Senator Arbib suggested that the ABS Labour Force Survey was an unreliable instrument for measuring change in Indigenous employment levels, which begs the question of why it is then published? In fact as we informed Senator Arbib this survey instrument is reliable especially if one tests for statistical significance using information of standard errors provided by the ABS.

On Wednesday the ABS again published the LFS now providing new information on the employment situation in 2010. The summary statistics (and the attention in the media) are again extremely disappointing. Between 2009 and 2010 the indigenous unemployment rate (for those aged 15-64 years) increased from 18.1% to 18.2%, an increase that is not statistically significant suggesting basically no change. This figure can be compared to the non-indigenous rate of 5.1% (compared to 5.5% in 2009). The indigenous unemployment rate is 3.6 times the non-indigenous rate and the gap is definitely not falling. The employment/population ratio for indigenous Australians has also remained relatively fixed at 47.7% in 2010 and 47.7% in 2009. The gap there has also not budged in the last year.

These findings are extremely worrying for prospects of halving the employment gap by 2018. We are three years down the 10-year track and the employment gap appears to have stagnated. Imagine the political ramifications of a national unemployment rate of over 18%!

Yet again these official statistics indicate that one of the major gaps in indigenous policy is between the Rudd and now Gillard government’s rhetoric that the situation for indigenous Australians is improving and the statistics provided by their own data collection agency.

It raises important questions about whether the Closing the Gap employment target has any policy integrity and more importantly what the Australian government should be doing differently.

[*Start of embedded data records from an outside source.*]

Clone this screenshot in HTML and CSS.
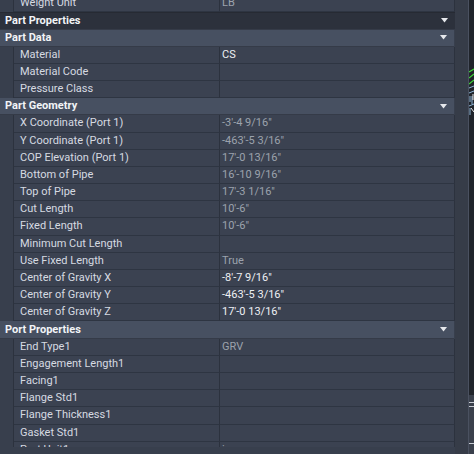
FILE: index.html
```html
<!DOCTYPE html>
<html>
<head>
<meta charset="utf-8">
<link rel="stylesheet" href="styles.css">
</head>
<body>
<div class="wrap">
  <div class="panel">
    <div class="list">
      <div class="row"><div class="ind"></div><div class="lab">Weight Unit</div><div class="val ro">LB</div></div>
      <div class="hdr dark"><span>Part Properties</span><svg class="arr" width="7" height="5" viewBox="0 0 7 5"><path d="M0 0H7L3.5 4.5Z" fill="#e6e8ec"/></svg></div>
      <div class="hdr"><span>Part Data</span><svg class="arr" width="7" height="5" viewBox="0 0 7 5"><path d="M0 0H7L3.5 4.5Z" fill="#e6e8ec"/></svg></div>
      <div class="row"><div class="ind"></div><div class="lab">Material</div><div class="val">CS</div></div>
      <div class="row"><div class="ind"></div><div class="lab">Material Code</div><div class="val"></div></div>
      <div class="row"><div class="ind"></div><div class="lab">Pressure Class</div><div class="val"></div></div>
      <div class="hdr"><span>Part Geometry</span><svg class="arr" width="7" height="5" viewBox="0 0 7 5"><path d="M0 0H7L3.5 4.5Z" fill="#e6e8ec"/></svg></div>
      <div class="row"><div class="ind"></div><div class="lab">X Coordinate (Port 1)</div><div class="val ro">-3'-4 9/16"</div></div>
      <div class="row"><div class="ind"></div><div class="lab">Y Coordinate (Port 1)</div><div class="val ro">-463'-5 3/16"</div></div>
      <div class="row"><div class="ind"></div><div class="lab">COP Elevation (Port 1)</div><div class="val ro">17'-0 13/16"</div></div>
      <div class="row"><div class="ind"></div><div class="lab">Bottom of Pipe</div><div class="val ro">16'-10 9/16"</div></div>
      <div class="row"><div class="ind"></div><div class="lab">Top of Pipe</div><div class="val ro">17'-3 1/16"</div></div>
      <div class="row"><div class="ind"></div><div class="lab">Cut Length</div><div class="val ro">10'-6"</div></div>
      <div class="row"><div class="ind"></div><div class="lab">Fixed Length</div><div class="val ro">10'-6"</div></div>
      <div class="row"><div class="ind"></div><div class="lab">Minimum Cut Length</div><div class="val"></div></div>
      <div class="row"><div class="ind"></div><div class="lab">Use Fixed Length</div><div class="val ro">True</div></div>
      <div class="row"><div class="ind"></div><div class="lab">Center of Gravity X</div><div class="val">-8'-7 9/16"</div></div>
      <div class="row"><div class="ind"></div><div class="lab">Center of Gravity Y</div><div class="val">-463'-5 3/16"</div></div>
      <div class="row"><div class="ind"></div><div class="lab">Center of Gravity Z</div><div class="val">17'-0 13/16"</div></div>
      <div class="hdr"><span>Port Properties</span><svg class="arr" width="7" height="5" viewBox="0 0 7 5"><path d="M0 0H7L3.5 4.5Z" fill="#e6e8ec"/></svg></div>
      <div class="row"><div class="ind"></div><div class="lab">End Type1</div><div class="val ro">GRV</div></div>
      <div class="row"><div class="ind"></div><div class="lab">Engagement Length1</div><div class="val"></div></div>
      <div class="row"><div class="ind"></div><div class="lab">Facing1</div><div class="val"></div></div>
      <div class="row"><div class="ind"></div><div class="lab">Flange Std1</div><div class="val"></div></div>
      <div class="row"><div class="ind"></div><div class="lab">Flange Thickness1</div><div class="val"></div></div>
      <div class="row"><div class="ind"></div><div class="lab">Gasket Std1</div><div class="val"></div></div>
      <div class="row"><div class="ind"></div><div class="lab">Port Unit1</div><div class="val ro">in</div></div>
    </div>
  </div>
  <div class="scroll"></div>
  <div class="canvas">
    <div class="cad">
      <svg width="6" height="50" viewBox="0 0 6 50">
        <path d="M0 4L5 1M0 10L5 6M0 16L5 12" stroke="#3fd23a" stroke-width="1.2" fill="none"/>
        <path d="M0 20L5 18M0 25L5 23M1 28V34M3 28V36M0 38L5 36M1 40V47" stroke="#8fb6d8" stroke-width="1" fill="none"/>
        <path d="M4 26V32M2 40L5 44" stroke="#e8e8e8" stroke-width="1" fill="none"/>
      </svg>
    </div>
    <div class="lower">
      <div class="mk1"></div>
      <div class="mk2"></div>
    </div>
  </div>
</div>
</body>
</html>
```
FILE: styles.css
```css
html, body {
  margin: 0;
  padding: 0;
  background: #383f4d;
  overflow: hidden;
}
body {
  width: 474px;
  height: 454px;
  font-family: Roboto, "Noto Sans", sans-serif;
  font-size: 11px;
}
.wrap {
  display: flex;
  height: 454px;
}
.panel {
  width: 455px;
  height: 447px;
  overflow: hidden;
  flex: none;
}
.list {
  margin-top: -4.8px;
}
.row {
  display: grid;
  grid-template-columns: 14px 205px 1fr;
  height: 17.18px;
  box-sizing: border-box;
}
.ind {
  background: #383f4d;
  border-right: 1px solid #2c323e;
}
.lab, .val {
  background: #3b4251;
  border-bottom: 1px solid #2e3542;
  color: #d6dae1;
  line-height: 16px;
  white-space: nowrap;
  overflow: hidden;
}
.lab {
  padding-left: 6px;
}
.val {
  border-left: 1px solid #2c323e;
  border-right: 1px solid #2c323e;
  padding-left: 2px;
  color: #eef0f4;
}
.val.ro {
  color: #9ca2ad;
}
.hdr {
  height: 17.18px;
  box-sizing: border-box;
  background: #475061;
  border-bottom: 1px solid #353b48;
  color: #f2f4f7;
  font-weight: 700;
  display: flex;
  align-items: center;
  justify-content: space-between;
  padding: 0 7px 0 5px;
  width: 454px;
}
.hdr.dark {
  background: #2c313c;
  border-top: 1px solid #262a33;
  width: 455px;
}
.hdr span {
  line-height: 16px;
}
.arr {
  display: block;
}
.scroll {
  width: 13px;
  flex: none;
  background: #363c48;
  border-right: 1px solid #4a5160;
}
.canvas {
  flex: 1;
  display: flex;
  flex-direction: column;
}
.cad {
  height: 395px;
  background: #20242b;
  padding-top: 68px;
  box-sizing: border-box;
}
.cad svg {
  display: block;
}
.lower {
  flex: 1;
  background: #3a404c;
}
.mk1 {
  margin-top: 7px;
  width: 5px;
  height: 3px;
  border-top: 1px solid #c8ccd4;
  border-bottom: 1px solid #c8ccd4;
}
.mk2 {
  margin-top: 36px;
  width: 5px;
  height: 1px;
  background: #c8ccd4;
}
```
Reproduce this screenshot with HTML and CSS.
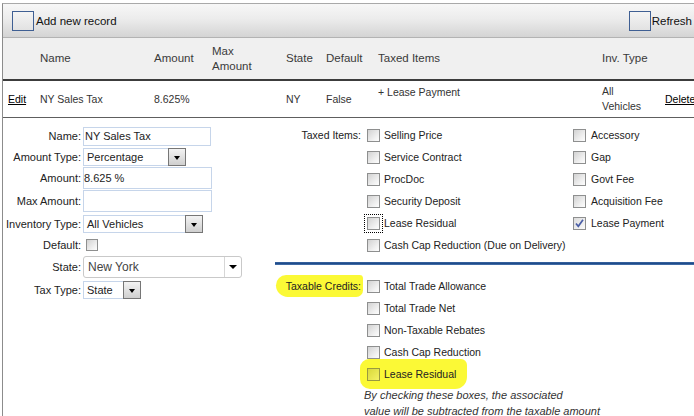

The Prime Minister might promulgate a national narrative of “jobs, jobs, jobs” and an indigenous policy dogma of “education, education, education” as if the two are automatically linked, but clearly in practice closing employment gaps requires more than just discourse and piecemeal provision of publicly underwritten work, a little here, a little there.

Here we return to our suggestions last year.

First, as we suggested then and our colleague Kirrily Jordan highlighted recently the Australian government may have been over-reliant on the promises of Andrew Forrest and the AEC to create 50,000 indigenous jobs in two years. There may be a need for a more active hands-on role for the Australian government in generating private and public sector employment.

Second, it borders on unconscionable for the Australian government to abolish the CDEP scheme in regional Australia and to effectively abolish it in remote Australia under such dire labour market circumstances. The CDEP scheme is an active workfare program that generates employment, enterprises and community development. Other ABS data has shown that those on the CDEP scheme are happier and healthier than those who are unemployed. It is ludicrous to drive people from this program into passive welfare in the name of creating proper jobs that are either not eventuating or not being taken up.

It is our strongly held view that setting abstract employment targets for some future date, “reforming” CDEP in the name of imagined proper jobs and relying on the promises of mining magnate Andrew Forrest and the AEC board is all too easy, but to date has proven futile in actually reducing employment gaps. There is need for some hard policy work to be done here: where do indigenous people hold competitive advantage in the labour market? What are the structural and institutional barriers to employment creation on a region by region basis? And what are indigenous aspirations, for employment and for livelihood, and how might these be maximised. Addressing such questions will require hard policy work but in our view such work is now more essential than ever if indigenous gaps, be they in livelihood outcomes or employment statistics, are to be reduced; and if investments are to be targeted to deliver appropriate forms of employment generating development.

How much more evidence that indigenous employment policies are not working will the Gillard government need before it changes its disastrous policy course founded too much on rhetoric and ideology and not enough on the hard reality of how hard it is to create livelihood opportunity especially in regional and remote Australia and to address historical legacies of neglect experienced by too many indigenous people.